§ WHAT THE TASK REQUIRES
Quote the whole listing exactly. Leave the pictures out of your copy.
** Start **
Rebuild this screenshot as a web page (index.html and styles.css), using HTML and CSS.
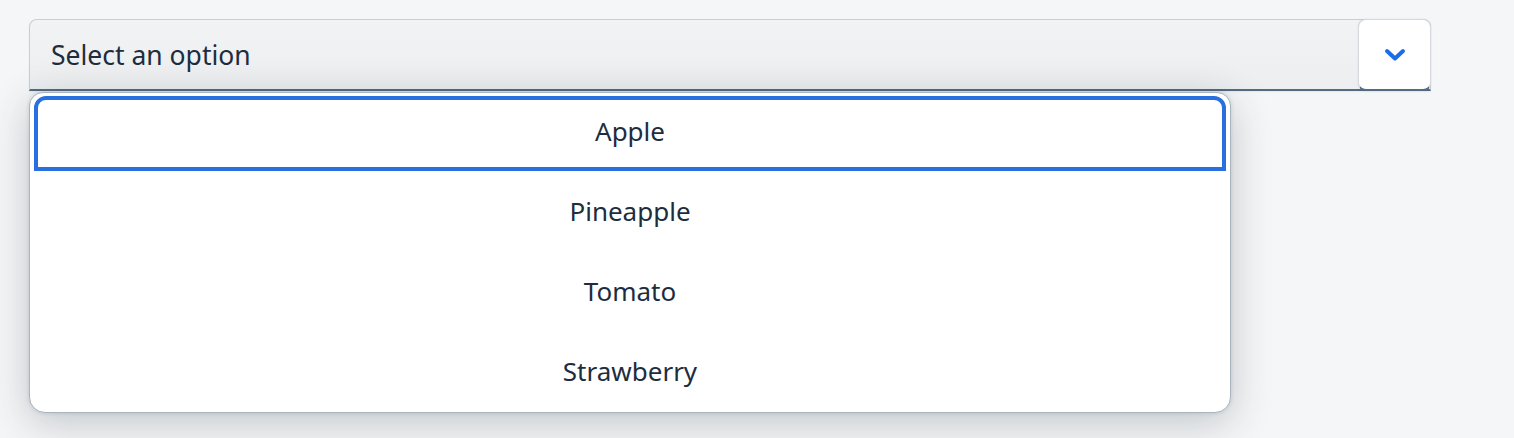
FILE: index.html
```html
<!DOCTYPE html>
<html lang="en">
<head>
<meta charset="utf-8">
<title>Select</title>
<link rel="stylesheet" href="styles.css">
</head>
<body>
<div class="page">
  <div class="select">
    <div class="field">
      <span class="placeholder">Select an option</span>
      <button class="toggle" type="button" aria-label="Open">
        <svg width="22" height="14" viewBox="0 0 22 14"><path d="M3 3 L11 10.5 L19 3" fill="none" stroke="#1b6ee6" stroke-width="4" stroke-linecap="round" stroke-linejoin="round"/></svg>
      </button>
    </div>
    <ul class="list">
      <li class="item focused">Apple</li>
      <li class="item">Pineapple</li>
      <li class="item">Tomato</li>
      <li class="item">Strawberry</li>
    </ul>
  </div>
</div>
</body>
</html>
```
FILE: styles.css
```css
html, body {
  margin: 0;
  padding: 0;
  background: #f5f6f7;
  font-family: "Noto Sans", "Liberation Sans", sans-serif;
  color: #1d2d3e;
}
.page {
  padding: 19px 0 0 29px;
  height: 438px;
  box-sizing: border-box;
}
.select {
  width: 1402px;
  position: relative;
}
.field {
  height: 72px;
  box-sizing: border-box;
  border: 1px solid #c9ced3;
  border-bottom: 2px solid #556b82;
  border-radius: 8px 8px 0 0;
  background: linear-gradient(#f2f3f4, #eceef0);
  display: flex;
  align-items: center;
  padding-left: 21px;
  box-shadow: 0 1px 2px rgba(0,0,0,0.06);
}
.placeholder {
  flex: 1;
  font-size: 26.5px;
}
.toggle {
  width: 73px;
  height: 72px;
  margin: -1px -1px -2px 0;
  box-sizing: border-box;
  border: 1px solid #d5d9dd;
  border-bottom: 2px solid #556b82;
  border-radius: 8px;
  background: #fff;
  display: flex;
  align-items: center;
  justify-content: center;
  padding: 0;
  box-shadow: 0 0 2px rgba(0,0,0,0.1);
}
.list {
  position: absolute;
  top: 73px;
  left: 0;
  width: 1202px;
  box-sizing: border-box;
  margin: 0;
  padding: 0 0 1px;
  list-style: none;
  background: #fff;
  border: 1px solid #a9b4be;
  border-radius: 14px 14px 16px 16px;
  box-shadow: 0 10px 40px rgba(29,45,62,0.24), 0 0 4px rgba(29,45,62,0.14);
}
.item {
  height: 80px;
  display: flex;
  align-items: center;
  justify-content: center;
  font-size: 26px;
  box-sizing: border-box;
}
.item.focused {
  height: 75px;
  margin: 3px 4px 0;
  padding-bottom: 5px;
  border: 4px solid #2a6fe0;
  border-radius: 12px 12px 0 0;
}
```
** End **
§ COMPLETE OUTPUT
Rebuild this screenshot as a web page (index.html and styles.css), using HTML and CSS.
FILE: index.html
```html
<!DOCTYPE html>
<html lang="en">
<head>
<meta charset="utf-8">
<title>Select</title>
<link rel="stylesheet" href="styles.css">
</head>
<body>
<div class="page">
  <div class="select">
    <div class="field">
      <span class="placeholder">Select an option</span>
      <button class="toggle" type="button" aria-label="Open">
        <svg width="22" height="14" viewBox="0 0 22 14"><path d="M3 3 L11 10.5 L19 3" fill="none" stroke="#1b6ee6" stroke-width="4" stroke-linecap="round" stroke-linejoin="round"/></svg>
      </button>
    </div>
    <ul class="list">
      <li class="item focused">Apple</li>
      <li class="item">Pineapple</li>
      <li class="item">Tomato</li>
      <li class="item">Strawberry</li>
    </ul>
  </div>
</div>
</body>
</html>
```
FILE: styles.css
```css
html, body {
  margin: 0;
  padding: 0;
  background: #f5f6f7;
  font-family: "Noto Sans", "Liberation Sans", sans-serif;
  color: #1d2d3e;
}
.page {
  padding: 19px 0 0 29px;
  height: 438px;
  box-sizing: border-box;
}
.select {
  width: 1402px;
  position: relative;
}
.field {
  height: 72px;
  box-sizing: border-box;
  border: 1px solid #c9ced3;
  border-bottom: 2px solid #556b82;
  border-radius: 8px 8px 0 0;
  background: linear-gradient(#f2f3f4, #eceef0);
  display: flex;
  align-items: center;
  padding-left: 21px;
  box-shadow: 0 1px 2px rgba(0,0,0,0.06);
}
.placeholder {
  flex: 1;
  font-size: 26.5px;
}
.toggle {
  width: 73px;
  height: 72px;
  margin: -1px -1px -2px 0;
  box-sizing: border-box;
  border: 1px solid #d5d9dd;
  border-bottom: 2px solid #556b82;
  border-radius: 8px;
  background: #fff;
  display: flex;
  align-items: center;
  justify-content: center;
  padding: 0;
  box-shadow: 0 0 2px rgba(0,0,0,0.1);
}
.list {
  position: absolute;
  top: 73px;
  left: 0;
  width: 1202px;
  box-sizing: border-box;
  margin: 0;
  padding: 0 0 1px;
  list-style: none;
  background: #fff;
  border: 1px solid #a9b4be;
  border-radius: 14px 14px 16px 16px;
  box-shadow: 0 10px 40px rgba(29,45,62,0.24), 0 0 4px rgba(29,45,62,0.14);
}
.item {
  height: 80px;
  display: flex;
  align-items: center;
  justify-content: center;
  font-size: 26px;
  box-sizing: border-box;
}
.item.focused {
  height: 75px;
  margin: 3px 4px 0;
  padding-bottom: 5px;
  border: 4px solid #2a6fe0;
  border-radius: 12px 12px 0 0;
}
```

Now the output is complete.